MITCHELL v. PHH MORTGAGE CORPORATION

Court of Appeals of Michigan (2013)

Facts

Issue

Holding — Per Curiam

Rule

Reasoning

Deep Dive: How the Court Reached Its Decision

Statutory Requirements for Foreclosure

The court analyzed the statutory requirements for foreclosure by advertisement as stipulated in Michigan law, specifically MCL 600.3204. It noted that for a valid foreclosure by advertisement, four conditions must be met: (1) there must be a default on the mortgage, (2) no legal action to recover the debt should be pending, (3) the mortgage must be properly recorded, and (4) the foreclosing party must either own the indebtedness or be the servicing agent. In this case, the court found that all these conditions were satisfied. The parties agreed that the Mitchells had defaulted on their mortgage, thus triggering the power of sale. Furthermore, there was no evidence of any pending legal action related to the debt. The court confirmed that the mortgage had been recorded properly, and it determined that PHH, as the servicing agent and assignee of the mortgage, held the necessary interest to proceed with the foreclosure.

Authority of MERS and Assignment to PHH

The court examined the role of Mortgage Electronic Registration Systems, Inc. (MERS) in this case, specifically its authority as the mortgagee and nominee for Merrill Lynch. It determined that MERS had the legal right to assign its interests in the mortgage to PHH, which it did before the foreclosure sale. The court highlighted that the mortgage explicitly granted MERS the authority to foreclose, and this assignment was recorded properly. Citing the established precedent that an assignee inherits the rights of the assignor, the court concluded that PHH stood in the shoes of MERS after the assignment. Therefore, PHH was legally positioned to initiate the foreclosure process, thereby reinforcing the validity of the subsequent actions taken during the foreclosure.

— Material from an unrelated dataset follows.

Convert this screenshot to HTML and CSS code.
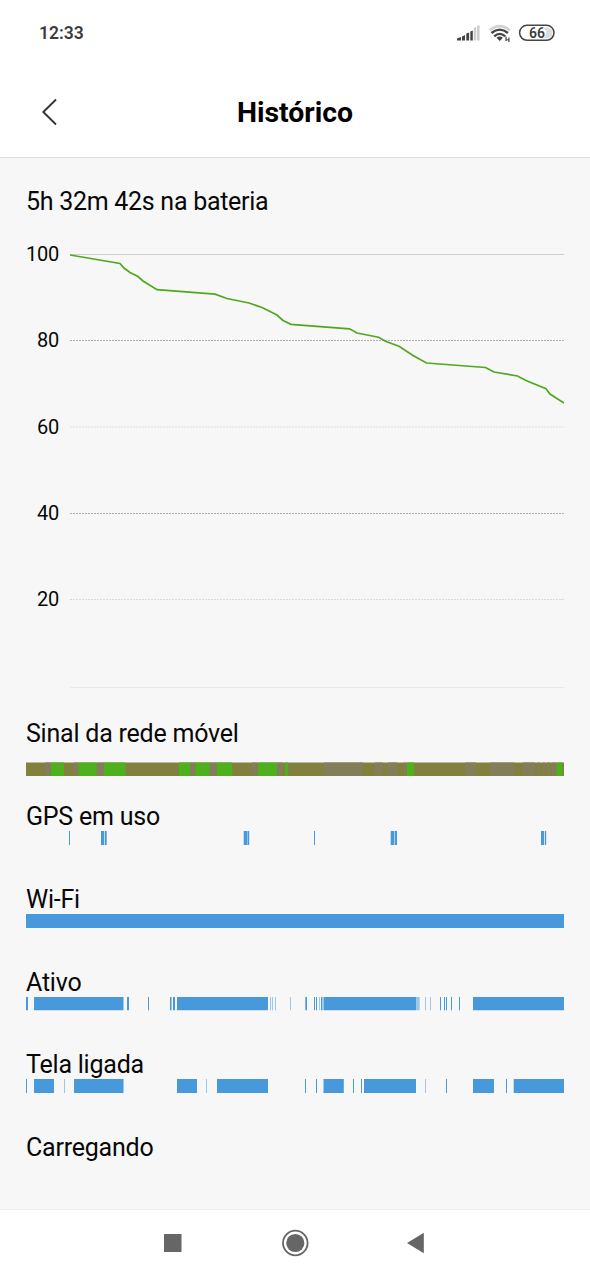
FILE: index.html
```html
<!DOCTYPE html>
<html lang="pt-BR">
<head>
<meta charset="utf-8">
<title>Histórico</title>
<link rel="stylesheet" href="styles.css">
</head>
<body>
<div class="status">
  <span class="clock">12:33</span>
  <svg class="status-icons" viewBox="450 20 110 28" width="110" height="28">
    <g fill="#444">
      <path d="M457 40.500v-2l4-1.500v3.500zM462 36.500l3-1.500v5.500h-3zM466.300 33.500l2.800-1v8h-2.800zM470.300 31.500l2.500-1v10h-2.500z"/>
      <path fill="#ccc" d="M473.800 28l2.400-1v13.500h-2.400zM477.100 26l2.400-1v15.500h-2.400z"/>
      <path d="M496.500 37.800q3.200-2.600 6.400 0l-3.200 3.200z"/>
      <path d="M505.400 36.500h1.200v4.500h-1.200zM508.300 37.500h1.200v4.500h-1.200zM506.500 39.600l1.800-.6v1l-1.800.6z"/>
    </g>
    <g fill="none" stroke-width="2.300">
      <path stroke="#d2d2d2" stroke-width="2.500" d="M489.700 30.300Q499.800 22 509.900 30.300"/>
      <path stroke="#444" d="M491.400 33Q499.700 26.200 508 33M494.200 36.300Q499.700 31.500 505.200 36.300"/>
    </g>
    <path fill="#ddd" d="M523 27.500h24a5.500 5.500 0 0 1 0 11h-24z"/>
    <rect x="519.600" y="25.300" width="34.400" height="15" rx="7.500" fill="none" stroke="#444" stroke-width="1.500"/>
    <rect x="521" y="26.700" width="25" height="12.200" rx="6" fill="#fff"/>
    <text class="battery" x="537" y="37.800" text-anchor="middle">66</text>
  </svg>
</div>
<header class="header">
  <svg class="back" viewBox="0 0 18 30" width="18" height="30"><path d="M17 1.500L4.300 14 17 26.500" fill="none" stroke="#333" stroke-width="1.900"/></svg>
  <h1 class="title">Histórico</h1>
</header>
<main class="content">
  <h2 class="label duration">5h 32m 42s na bateria</h2>
  <div class="chart">
    <div class="axis"><span>100</span><span>80</span><span>60</span><span>40</span><span>20</span></div>
    <svg viewBox="70 244 494 450" width="494" height="450">
      <g fill="none" stroke-width="1">
        <path stroke="#cfcfcf" d="M70 254.500h494"/>
        <path stroke="#b0b0b0" stroke-dasharray="2 1" d="M70 340.500h494M70 513.500h494"/>
        <path stroke="#e0e0e0" stroke-dasharray="2 1" d="M70 427h494"/>
        <path stroke="#d8d8d8" stroke-dasharray="2 1" d="M70 599.500h494"/>
        <path stroke="#e8e8e8" d="M70 687.500h494"/>
      </g>
      <polyline fill="none" stroke="#50a820" stroke-width="1.700" points="70,255 120,263.500 124,268 130,272.500 138,276.500 143,281 157,289.700 215,294.200 227,298.500 249,303 262,307.500 277,315 283,320.500 291,324.300 349.500,328.800 357,333 378.500,337.200 386,341.500 399,346.300 413,355.500 426.500,363 485.500,367.500 494,372 517.500,376 526,380.500 546,388.800 550,394 564,403"/>
    </svg>
  </div>
  <div class="tracks">
    <section class="signal">
      <h2 class="label">Sinal da rede móvel</h2>
      <svg class="bar" viewBox="26 0 538 14" width="538" height="14">
        <path fill="#82803f" d="M26 .5h538V14H26z"/>
        <path fill="#837e5a" d="M45 .5h6V14h-6zM74 .5h4V14h-4zM97 .5h7V14h-7zM190 .5h6V14h-6zM209 .5h8V14h-8zM252 .5h5V14h-5zM277 .5h6V14h-6zM324 .5h39V14h-39zM375 .5h8V14h-8zM388 .5h9V14h-9zM404 .5h2V14h-2zM465 .5h11V14h-11zM490 .5h24V14h-24zM523 .5h12V14h-12zM538 .5h2V14h-2zM543 .5h2V14h-2zM547 .5h3V14h-3zM552 .5h4V14h-4z"/>
        <path fill="#4db01c" d="M51 .5h13V14H51zM78.500 .5h18V14h-18zM104 .5h21.500V14H104zM179 .5h11V14h-11zM195.500 .5h14V14h-14zM217 .5h15.300V14H217zM258 .5h19V14h-19zM285 .5h3V14h-3zM407 .5h7V14h-7zM556.500 .5h6V14h-6z"/>
      </svg>
    </section>
    <section>
      <h2 class="label">GPS em uso</h2>
      <svg class="bar" viewBox="26 0 538 14" width="538" height="14"><path fill="#4898dc" d="M69 0h1v14h-1zM101 0h3v14h-3zM104.700 0h2v14h-2zM243.700 0h3.600v14h-3.600zM247.700 0h1.500v14h-1.500zM314 0h1v14h-1zM390.700 0h3.500v14h-3.500zM394.800 0h2.200v14h-2.200zM541 0h3v14h-3zM544.800 0h1.400v14h-1.400z"/></svg>
    </section>
    <section>
      <h2 class="label">Wi-Fi</h2>
      <svg class="bar" viewBox="26 0 538 14" width="538" height="14"><path fill="#4898dc" d="M26 0h538v14H26z"/></svg>
    </section>
    <section>
      <h2 class="label">Ativo</h2>
      <svg class="bar" viewBox="26 0 538 14" width="538" height="14">
        <path fill="#4898dc" d="M26 0h2v13.300h-2zM34 0h89.500v13.300H34zM127 0h2v13.300h-2zM148 0h1v13.300h-1zM170 0h1.500v13.300H170zM173 0h2v13.300h-2zM177 0h91v13.300h-91zM305.300 0h1.700v13.300h-1.700zM314 0h1v13.300h-1zM316 0h1v13.300h-1zM321 0h1.500v13.300H321zM323.500 0h93v13.300h-93zM440 0h1v13.300h-1zM444 0h1v13.300h-1zM446 0h1v13.300h-1zM451 0h1v13.300h-1zM459 0h1v13.300h-1zM473 0h91v13.300h-91z"/>
        <path fill="#9cc6eb" d="M270 0h1v13.300h-1zM272 0h1v13.300h-1zM275 0h1v13.300h-1zM290 0h1v13.300h-1zM319 0h1v13.300h-1zM417 0h2.700v13.300H417zM425 0h1v13.300h-1zM430 0h1v13.300h-1z"/>
      </svg>
    </section>
    <section>
      <h2 class="label">Tela ligada</h2>
      <svg class="bar" viewBox="26 0 538 14" width="538" height="14">
        <path fill="#4898dc" d="M26 0h1v14h-1zM34 0h20v14H34zM74 0h49.500v14H74zM177 0h20v14h-20zM217 0h51v14h-51zM305 0h1v14h-1zM316 0h1v14h-1zM323.500 0h20.300v14h-20.300zM353 0h1v14h-1zM361 0h1v14h-1zM364 0h52v14h-52zM446 0h1v14h-1zM473 0h21v14h-21zM506 0h1v14h-1zM513.700 0H564v14h-50.300z"/>
        <path fill="#9cc6eb" d="M64 0h1v14h-1zM206 0h1v14h-1zM425 0h1v14h-1z"/>
      </svg>
    </section>
    <section>
      <h2 class="label">Carregando</h2>
    </section>
  </div>
</main>
<nav class="nav">
  <svg viewBox="0 1210 590 70" width="590" height="70">
    <g fill="#666">
      <rect x="164" y="1234" width="17.500" height="18" rx=".6"/>
      <circle cx="295.300" cy="1243" r="9.100"/>
      <circle cx="295.300" cy="1243" r="12.300" fill="none" stroke="#666" stroke-width="1.800"/>
      <path d="M407 1243l16.800-10.200v20.400z"/>
    </g>
  </svg>
</nav>
</body>
</html>
```
FILE: styles.css
```css
* { box-sizing: border-box; }
body {
  margin: 0;
  width: 590px;
  height: 1280px;
  display: flex;
  flex-direction: column;
  overflow: hidden;
  background: #fff;
  color: #080808;
  font-family: Roboto, sans-serif;
}
svg { display: block; }
h1, h2 { margin: 0; }
.status {
  height: 67px;
  padding: 20px 30px 0 39px;
  display: flex;
  justify-content: space-between;
  align-items: flex-start;
}
.clock {
  font-size: 17.5px;
  line-height: 27px;
  font-weight: 600;
  color: #3c3c3c;
}
.battery {
  font-size: 14px;
  font-weight: 600;
  fill: #3c3c3c;
}
.header {
  height: 91px;
  padding: 1px 39px 0;
  display: grid;
  grid-template-columns: 18px 1fr 18px;
  align-items: center;
  border-bottom: 1px solid #dfdfdf;
}
.title {
  padding-top: 1px;
  font-size: 28.4px;
  line-height: 36px;
  font-weight: 700;
  color: #000;
  text-align: center;
}
.content {
  flex: 1;
  padding: 30px 26px 0;
  background: #f7f7f7;
}
.label {
  font-size: 25px;
  line-height: 28px;
  font-weight: 400;
  letter-spacing: -0.22px;
  white-space: nowrap;
}
.duration {
  margin-bottom: 28px;
  letter-spacing: -0.28px;
}
.chart {
  display: grid;
  grid-template-columns: 33px 494px;
  column-gap: 11px;
}
.axis {
  display: grid;
  grid-template-rows: repeat(5, 86.3px);
  padding-right: 0.8px;
  font-size: 20px;
  line-height: 20px;
  letter-spacing: -0.3px;
  text-align: right;
}
.tracks {
  margin-top: 26px;
  display: grid;
  grid-template-rows: 83px 83px 83px 82px 83px 28px;
}
.signal .bar { margin-top: 14px; }
.nav {
  height: 71px;
  border-top: 1px solid #ececec;
}
```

Rejection of Plaintiffs' Arguments

The court addressed and rejected several arguments raised by the Mitchells regarding the validity of the foreclosure. One of the plaintiffs' primary claims was that MERS had no interest in the underlying note and, as such, could not legally foreclose. However, the court referenced Michigan case law, specifically Residential Funding Co v. Saurman, which clarified that MERS could foreclose by advertisement even though it did not hold the note. The court further dismissed the plaintiffs' assertion that they had not consented to the MERS securitization process, noting that they had agreed to MERS's role as the mortgagee in the original mortgage agreement. The court found that the statutory prerequisites for foreclosure were clearly met despite the plaintiffs' contentions.

Affidavits and Compliance with Foreclosure Statute

The court also analyzed the plaintiffs' concerns regarding the affidavits submitted during the foreclosure process, which they argued were insufficient or faulty. It pointed out that MCL 600.3256 permits any party to procure the necessary affidavits evidencing compliance with the foreclosure statute, thereby negating the need for a specific standard of proof to be applied. The court noted that there was no requirement for these affidavits to be recorded permanently in the records, thus finding no merit in the plaintiffs' claims. The court concluded that the affidavits related to the notice of sale and the facts surrounding the sheriff's sale were in compliance with legal requirements, further solidifying the legitimacy of the foreclosure process.

Final Conclusion on Summary Disposition

In sum, the court affirmed the trial court's decision to grant summary disposition in favor of the defendants, concluding that the foreclosure by advertisement was valid under Michigan law. It found that all statutory requirements had been satisfied, including the proper assignment of the mortgage, the authority of PHH to initiate the foreclosure, and the compliance with relevant statutes. The court emphasized that the plaintiffs' arguments lacked sufficient legal basis and that the trial court's ruling was supported by the evidence presented. Ultimately, the court upheld the legitimacy of the foreclosure process and affirmed the trial court’s judgment without any substantial legal errors.